_Prompt:_ Take every line from the material that has the word "React" in it.
__________________________________________________
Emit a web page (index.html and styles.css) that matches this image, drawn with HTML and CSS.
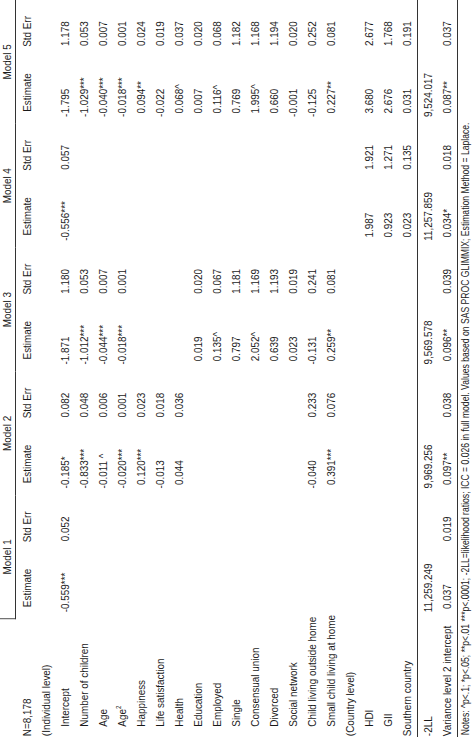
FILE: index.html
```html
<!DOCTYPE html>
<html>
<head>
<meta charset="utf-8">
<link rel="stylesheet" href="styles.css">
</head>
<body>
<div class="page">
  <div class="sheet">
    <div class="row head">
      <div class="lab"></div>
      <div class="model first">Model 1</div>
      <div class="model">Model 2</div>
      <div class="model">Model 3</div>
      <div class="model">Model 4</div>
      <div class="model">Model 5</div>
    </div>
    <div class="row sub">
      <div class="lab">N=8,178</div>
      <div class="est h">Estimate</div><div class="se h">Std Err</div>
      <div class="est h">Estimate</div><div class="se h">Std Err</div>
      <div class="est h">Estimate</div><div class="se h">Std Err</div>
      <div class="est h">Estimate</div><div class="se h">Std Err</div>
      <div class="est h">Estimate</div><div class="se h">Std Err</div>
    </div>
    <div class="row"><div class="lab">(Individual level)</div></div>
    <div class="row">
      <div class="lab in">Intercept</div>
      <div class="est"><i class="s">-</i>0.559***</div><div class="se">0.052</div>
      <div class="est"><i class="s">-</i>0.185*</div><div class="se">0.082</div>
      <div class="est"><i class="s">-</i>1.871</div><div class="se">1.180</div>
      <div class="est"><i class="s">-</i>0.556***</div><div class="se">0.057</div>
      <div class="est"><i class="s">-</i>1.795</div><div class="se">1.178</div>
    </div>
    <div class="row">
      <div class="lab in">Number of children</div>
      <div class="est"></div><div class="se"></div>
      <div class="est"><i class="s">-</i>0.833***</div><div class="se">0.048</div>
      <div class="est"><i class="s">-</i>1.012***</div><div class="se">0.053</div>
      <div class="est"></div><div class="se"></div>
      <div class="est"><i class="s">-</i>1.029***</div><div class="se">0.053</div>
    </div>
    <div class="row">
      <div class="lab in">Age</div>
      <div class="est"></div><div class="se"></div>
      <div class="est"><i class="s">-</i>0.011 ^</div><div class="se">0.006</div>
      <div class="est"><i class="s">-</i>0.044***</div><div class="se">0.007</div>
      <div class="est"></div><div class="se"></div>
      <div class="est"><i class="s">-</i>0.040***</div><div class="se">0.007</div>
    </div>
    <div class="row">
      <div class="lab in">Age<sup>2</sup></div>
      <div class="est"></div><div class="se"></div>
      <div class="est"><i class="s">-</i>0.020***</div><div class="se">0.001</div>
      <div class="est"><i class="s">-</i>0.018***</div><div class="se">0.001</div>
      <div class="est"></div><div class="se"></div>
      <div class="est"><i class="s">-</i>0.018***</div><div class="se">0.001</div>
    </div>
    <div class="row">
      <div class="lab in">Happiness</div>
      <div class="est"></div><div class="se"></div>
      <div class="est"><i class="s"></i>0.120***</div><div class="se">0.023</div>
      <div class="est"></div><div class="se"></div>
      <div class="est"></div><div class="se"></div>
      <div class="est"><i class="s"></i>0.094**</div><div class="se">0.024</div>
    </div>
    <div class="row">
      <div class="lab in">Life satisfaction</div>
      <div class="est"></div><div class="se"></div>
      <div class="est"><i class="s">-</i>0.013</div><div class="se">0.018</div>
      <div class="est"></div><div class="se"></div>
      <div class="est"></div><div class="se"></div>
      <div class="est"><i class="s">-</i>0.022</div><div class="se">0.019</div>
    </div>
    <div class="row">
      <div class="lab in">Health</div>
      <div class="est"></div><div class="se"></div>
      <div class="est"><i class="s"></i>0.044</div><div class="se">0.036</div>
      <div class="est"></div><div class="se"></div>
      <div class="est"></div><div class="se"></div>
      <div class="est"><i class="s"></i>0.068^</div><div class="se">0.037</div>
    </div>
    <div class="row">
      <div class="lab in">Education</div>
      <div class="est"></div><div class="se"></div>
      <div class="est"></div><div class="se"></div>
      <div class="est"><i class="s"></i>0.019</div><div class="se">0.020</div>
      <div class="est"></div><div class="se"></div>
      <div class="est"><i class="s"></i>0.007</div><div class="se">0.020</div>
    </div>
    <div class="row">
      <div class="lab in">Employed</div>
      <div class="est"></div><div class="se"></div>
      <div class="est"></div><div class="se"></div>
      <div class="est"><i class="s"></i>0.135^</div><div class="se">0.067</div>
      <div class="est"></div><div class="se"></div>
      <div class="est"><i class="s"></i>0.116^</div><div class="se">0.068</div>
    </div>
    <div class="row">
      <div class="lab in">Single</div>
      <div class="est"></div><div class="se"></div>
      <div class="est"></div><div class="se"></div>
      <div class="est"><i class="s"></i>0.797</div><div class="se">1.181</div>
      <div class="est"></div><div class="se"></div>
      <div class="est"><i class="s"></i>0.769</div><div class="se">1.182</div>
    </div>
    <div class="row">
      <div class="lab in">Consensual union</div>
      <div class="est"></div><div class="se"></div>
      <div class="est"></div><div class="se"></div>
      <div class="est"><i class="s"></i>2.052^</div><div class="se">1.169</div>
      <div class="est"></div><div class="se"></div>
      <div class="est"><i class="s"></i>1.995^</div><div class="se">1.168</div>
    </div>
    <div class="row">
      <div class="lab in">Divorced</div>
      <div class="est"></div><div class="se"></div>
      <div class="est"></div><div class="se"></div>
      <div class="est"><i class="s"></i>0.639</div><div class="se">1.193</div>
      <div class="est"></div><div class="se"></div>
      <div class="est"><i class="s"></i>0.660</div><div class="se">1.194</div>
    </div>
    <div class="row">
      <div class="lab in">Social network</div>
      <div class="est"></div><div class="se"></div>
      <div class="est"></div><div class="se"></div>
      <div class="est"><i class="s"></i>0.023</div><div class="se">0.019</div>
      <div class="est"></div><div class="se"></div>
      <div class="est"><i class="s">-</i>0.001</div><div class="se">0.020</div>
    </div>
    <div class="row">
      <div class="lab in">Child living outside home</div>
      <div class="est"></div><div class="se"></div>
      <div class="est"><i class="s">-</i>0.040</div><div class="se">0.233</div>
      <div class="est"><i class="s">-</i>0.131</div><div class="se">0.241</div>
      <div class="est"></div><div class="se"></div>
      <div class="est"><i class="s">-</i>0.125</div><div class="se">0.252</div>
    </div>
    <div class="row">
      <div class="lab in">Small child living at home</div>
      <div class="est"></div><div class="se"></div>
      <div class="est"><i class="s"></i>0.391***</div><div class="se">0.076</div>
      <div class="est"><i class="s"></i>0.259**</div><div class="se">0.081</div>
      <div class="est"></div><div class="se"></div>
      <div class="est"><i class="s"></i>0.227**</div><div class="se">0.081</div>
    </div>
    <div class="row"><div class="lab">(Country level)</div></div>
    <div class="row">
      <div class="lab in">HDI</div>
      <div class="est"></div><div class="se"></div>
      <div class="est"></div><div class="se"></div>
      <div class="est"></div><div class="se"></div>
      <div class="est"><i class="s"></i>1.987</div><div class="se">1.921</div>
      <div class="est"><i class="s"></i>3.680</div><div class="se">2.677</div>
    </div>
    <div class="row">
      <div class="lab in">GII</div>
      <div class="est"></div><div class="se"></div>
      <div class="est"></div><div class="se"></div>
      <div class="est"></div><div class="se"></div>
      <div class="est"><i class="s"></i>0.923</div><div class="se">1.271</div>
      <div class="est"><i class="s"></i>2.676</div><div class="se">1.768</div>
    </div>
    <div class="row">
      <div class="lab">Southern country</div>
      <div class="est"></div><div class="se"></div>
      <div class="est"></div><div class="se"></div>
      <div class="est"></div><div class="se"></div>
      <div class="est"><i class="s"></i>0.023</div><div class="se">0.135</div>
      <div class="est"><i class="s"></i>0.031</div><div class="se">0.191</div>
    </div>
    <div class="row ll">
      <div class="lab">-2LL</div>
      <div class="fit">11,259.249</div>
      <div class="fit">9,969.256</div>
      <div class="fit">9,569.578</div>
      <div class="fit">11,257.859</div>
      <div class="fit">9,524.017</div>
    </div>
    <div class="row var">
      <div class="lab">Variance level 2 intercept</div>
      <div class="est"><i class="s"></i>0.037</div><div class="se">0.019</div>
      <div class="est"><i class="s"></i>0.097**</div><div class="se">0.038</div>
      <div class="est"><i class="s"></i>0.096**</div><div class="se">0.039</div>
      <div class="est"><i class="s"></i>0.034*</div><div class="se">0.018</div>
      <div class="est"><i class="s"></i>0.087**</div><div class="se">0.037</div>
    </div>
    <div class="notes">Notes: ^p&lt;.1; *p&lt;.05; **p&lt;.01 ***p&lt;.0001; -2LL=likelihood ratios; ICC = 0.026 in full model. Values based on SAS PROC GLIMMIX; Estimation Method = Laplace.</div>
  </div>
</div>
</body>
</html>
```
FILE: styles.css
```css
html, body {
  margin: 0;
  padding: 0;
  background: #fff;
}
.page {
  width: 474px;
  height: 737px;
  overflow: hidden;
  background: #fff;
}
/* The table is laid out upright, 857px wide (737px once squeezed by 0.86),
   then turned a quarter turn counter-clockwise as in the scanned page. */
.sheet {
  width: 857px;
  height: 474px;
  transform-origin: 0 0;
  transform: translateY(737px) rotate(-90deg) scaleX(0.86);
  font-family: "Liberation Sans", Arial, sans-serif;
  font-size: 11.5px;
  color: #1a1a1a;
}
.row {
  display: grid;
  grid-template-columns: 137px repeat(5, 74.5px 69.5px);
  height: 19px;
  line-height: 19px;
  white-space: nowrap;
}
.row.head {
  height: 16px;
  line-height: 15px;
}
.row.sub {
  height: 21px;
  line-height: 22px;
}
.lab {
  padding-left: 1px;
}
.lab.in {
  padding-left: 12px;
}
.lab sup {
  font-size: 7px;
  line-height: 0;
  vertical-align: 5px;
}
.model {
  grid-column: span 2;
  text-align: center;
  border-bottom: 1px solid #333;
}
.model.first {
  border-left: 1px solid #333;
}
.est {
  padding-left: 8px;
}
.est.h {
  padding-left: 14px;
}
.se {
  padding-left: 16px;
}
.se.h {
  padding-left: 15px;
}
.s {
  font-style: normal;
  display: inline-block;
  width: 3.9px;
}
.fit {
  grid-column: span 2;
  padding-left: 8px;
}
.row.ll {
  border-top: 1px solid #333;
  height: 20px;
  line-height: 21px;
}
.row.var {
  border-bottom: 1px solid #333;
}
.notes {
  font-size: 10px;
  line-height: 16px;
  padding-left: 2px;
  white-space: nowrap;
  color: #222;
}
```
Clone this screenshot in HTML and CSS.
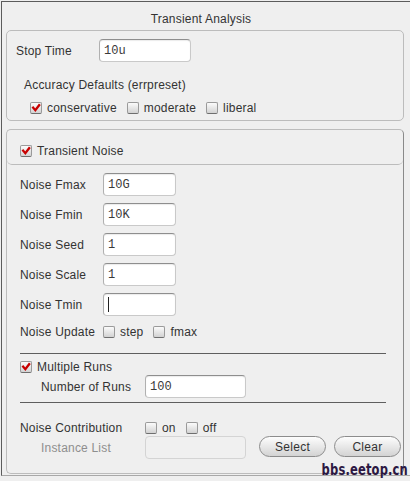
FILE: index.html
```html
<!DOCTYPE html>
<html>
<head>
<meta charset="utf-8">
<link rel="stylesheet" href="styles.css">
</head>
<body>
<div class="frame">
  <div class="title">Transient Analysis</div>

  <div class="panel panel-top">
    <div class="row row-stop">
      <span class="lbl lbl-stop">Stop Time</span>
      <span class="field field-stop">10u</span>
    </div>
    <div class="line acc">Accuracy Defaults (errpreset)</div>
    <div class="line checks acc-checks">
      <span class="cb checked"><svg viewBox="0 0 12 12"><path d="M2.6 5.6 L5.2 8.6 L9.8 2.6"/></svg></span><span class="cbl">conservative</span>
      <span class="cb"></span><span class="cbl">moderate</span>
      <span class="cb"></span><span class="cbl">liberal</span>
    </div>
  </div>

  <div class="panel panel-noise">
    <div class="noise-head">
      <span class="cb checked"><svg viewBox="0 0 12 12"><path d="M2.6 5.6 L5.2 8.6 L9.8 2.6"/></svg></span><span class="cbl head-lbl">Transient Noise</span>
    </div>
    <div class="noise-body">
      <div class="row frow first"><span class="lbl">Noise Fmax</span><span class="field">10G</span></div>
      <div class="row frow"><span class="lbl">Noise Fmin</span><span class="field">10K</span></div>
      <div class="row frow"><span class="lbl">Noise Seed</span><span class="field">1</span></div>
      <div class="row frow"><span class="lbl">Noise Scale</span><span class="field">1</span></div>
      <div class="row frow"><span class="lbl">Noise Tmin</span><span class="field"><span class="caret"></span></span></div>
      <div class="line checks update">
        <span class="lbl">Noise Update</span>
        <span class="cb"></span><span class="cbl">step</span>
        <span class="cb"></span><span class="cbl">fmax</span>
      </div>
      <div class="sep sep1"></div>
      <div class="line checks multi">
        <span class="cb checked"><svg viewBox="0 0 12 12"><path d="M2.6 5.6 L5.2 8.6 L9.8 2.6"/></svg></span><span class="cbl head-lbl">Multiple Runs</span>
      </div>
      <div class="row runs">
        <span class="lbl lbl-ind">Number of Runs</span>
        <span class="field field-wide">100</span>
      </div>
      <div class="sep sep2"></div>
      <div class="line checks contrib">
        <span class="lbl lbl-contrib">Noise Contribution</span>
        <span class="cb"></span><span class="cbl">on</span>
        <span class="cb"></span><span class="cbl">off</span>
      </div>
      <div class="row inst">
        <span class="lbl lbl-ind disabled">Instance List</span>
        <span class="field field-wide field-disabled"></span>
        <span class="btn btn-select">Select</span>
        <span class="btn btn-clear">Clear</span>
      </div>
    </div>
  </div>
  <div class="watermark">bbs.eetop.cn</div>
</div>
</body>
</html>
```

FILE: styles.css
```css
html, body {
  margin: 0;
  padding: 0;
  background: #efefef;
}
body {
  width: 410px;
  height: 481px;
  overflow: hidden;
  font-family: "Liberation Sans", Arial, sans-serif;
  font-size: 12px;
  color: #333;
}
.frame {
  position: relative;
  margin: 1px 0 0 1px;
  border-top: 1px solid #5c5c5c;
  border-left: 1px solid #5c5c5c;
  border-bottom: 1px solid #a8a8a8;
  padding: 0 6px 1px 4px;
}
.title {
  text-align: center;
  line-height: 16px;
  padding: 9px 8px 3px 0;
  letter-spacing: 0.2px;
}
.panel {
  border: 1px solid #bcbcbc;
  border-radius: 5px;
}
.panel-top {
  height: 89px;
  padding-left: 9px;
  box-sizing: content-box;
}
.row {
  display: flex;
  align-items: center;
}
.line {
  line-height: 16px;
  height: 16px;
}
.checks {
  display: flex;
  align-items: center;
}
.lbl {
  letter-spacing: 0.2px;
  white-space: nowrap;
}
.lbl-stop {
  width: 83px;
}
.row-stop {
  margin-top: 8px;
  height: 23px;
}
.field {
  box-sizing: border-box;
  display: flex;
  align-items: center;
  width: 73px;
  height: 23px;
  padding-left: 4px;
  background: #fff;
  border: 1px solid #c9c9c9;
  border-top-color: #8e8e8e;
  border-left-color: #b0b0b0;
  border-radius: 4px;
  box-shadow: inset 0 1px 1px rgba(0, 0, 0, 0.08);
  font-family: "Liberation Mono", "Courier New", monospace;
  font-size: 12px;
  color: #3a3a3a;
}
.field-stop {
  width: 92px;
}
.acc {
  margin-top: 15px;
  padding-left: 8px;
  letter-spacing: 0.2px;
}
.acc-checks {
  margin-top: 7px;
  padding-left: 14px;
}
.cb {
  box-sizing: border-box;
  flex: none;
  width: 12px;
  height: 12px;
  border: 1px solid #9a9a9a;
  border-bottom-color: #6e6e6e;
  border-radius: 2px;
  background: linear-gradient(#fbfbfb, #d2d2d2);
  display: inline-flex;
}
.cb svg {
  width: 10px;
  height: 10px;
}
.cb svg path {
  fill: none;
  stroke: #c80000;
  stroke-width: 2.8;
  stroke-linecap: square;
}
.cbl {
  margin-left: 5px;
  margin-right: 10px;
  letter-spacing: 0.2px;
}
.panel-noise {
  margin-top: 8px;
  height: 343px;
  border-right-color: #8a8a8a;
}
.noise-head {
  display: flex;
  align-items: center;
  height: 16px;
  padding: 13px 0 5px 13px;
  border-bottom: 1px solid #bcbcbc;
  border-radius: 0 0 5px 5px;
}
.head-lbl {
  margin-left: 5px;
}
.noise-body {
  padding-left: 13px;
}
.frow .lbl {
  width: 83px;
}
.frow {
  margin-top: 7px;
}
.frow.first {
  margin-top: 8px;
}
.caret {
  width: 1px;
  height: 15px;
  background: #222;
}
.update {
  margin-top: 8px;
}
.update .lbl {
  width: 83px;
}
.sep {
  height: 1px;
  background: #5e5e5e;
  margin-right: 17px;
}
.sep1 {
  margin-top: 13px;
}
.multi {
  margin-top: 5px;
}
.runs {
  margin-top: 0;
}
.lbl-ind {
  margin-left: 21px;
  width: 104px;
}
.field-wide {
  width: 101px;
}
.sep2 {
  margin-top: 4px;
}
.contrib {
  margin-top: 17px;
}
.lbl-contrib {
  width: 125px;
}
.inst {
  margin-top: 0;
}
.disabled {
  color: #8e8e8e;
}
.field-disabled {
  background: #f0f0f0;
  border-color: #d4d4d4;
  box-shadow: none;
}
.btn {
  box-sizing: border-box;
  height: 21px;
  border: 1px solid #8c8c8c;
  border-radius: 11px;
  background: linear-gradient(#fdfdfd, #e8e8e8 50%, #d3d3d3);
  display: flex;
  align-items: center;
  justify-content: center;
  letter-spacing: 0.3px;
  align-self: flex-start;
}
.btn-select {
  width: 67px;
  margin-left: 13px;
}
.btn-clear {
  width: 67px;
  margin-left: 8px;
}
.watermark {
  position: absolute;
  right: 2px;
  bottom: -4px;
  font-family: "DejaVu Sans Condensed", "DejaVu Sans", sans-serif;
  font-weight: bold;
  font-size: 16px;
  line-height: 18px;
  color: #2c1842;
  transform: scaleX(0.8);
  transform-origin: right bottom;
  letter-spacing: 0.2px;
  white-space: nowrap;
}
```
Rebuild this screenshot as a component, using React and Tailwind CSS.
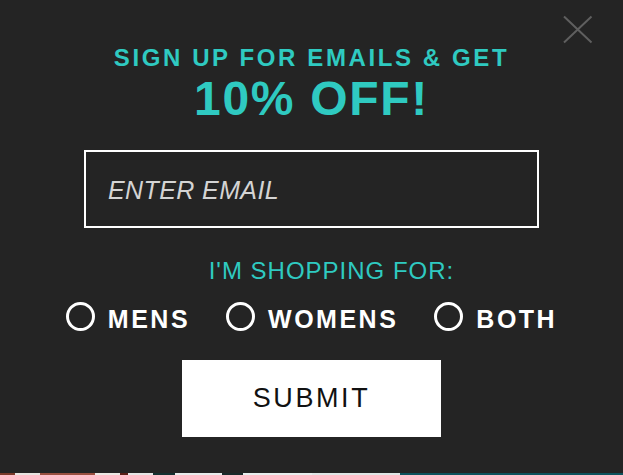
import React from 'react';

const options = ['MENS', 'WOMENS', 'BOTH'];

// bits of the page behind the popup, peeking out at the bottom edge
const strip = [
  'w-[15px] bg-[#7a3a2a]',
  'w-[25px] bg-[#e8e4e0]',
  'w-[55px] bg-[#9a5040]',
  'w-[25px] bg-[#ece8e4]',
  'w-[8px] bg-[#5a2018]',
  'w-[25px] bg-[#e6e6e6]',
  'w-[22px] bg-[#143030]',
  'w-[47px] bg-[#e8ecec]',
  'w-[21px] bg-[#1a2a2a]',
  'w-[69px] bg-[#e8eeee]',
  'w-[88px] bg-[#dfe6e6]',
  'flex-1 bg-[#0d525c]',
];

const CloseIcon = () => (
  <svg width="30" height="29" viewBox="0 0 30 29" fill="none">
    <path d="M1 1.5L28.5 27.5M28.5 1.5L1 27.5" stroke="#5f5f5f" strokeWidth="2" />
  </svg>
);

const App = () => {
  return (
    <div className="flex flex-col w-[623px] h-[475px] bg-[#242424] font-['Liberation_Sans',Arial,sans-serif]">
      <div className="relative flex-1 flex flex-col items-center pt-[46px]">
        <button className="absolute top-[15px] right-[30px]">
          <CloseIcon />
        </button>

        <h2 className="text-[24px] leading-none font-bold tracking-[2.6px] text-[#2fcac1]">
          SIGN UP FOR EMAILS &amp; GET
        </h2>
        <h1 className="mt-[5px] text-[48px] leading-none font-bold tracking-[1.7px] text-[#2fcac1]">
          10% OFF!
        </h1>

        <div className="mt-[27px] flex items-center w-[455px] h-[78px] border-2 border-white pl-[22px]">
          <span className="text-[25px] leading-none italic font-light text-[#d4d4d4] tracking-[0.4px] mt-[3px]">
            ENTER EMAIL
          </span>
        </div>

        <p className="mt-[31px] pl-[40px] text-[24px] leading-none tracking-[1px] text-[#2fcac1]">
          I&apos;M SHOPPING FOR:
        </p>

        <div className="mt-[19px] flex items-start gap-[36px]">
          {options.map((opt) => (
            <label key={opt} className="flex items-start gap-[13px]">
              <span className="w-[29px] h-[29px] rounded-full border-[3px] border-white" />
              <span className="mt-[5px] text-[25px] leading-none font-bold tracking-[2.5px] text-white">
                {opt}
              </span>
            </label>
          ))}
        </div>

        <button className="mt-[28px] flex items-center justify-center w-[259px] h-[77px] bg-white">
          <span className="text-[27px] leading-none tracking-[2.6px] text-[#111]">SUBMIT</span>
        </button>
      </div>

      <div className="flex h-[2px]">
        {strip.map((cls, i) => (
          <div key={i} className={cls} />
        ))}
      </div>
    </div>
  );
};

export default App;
__________________________________________________
_In response:_
Rebuild this screenshot as a component, using React and Tailwind CSS.
import React from 'react';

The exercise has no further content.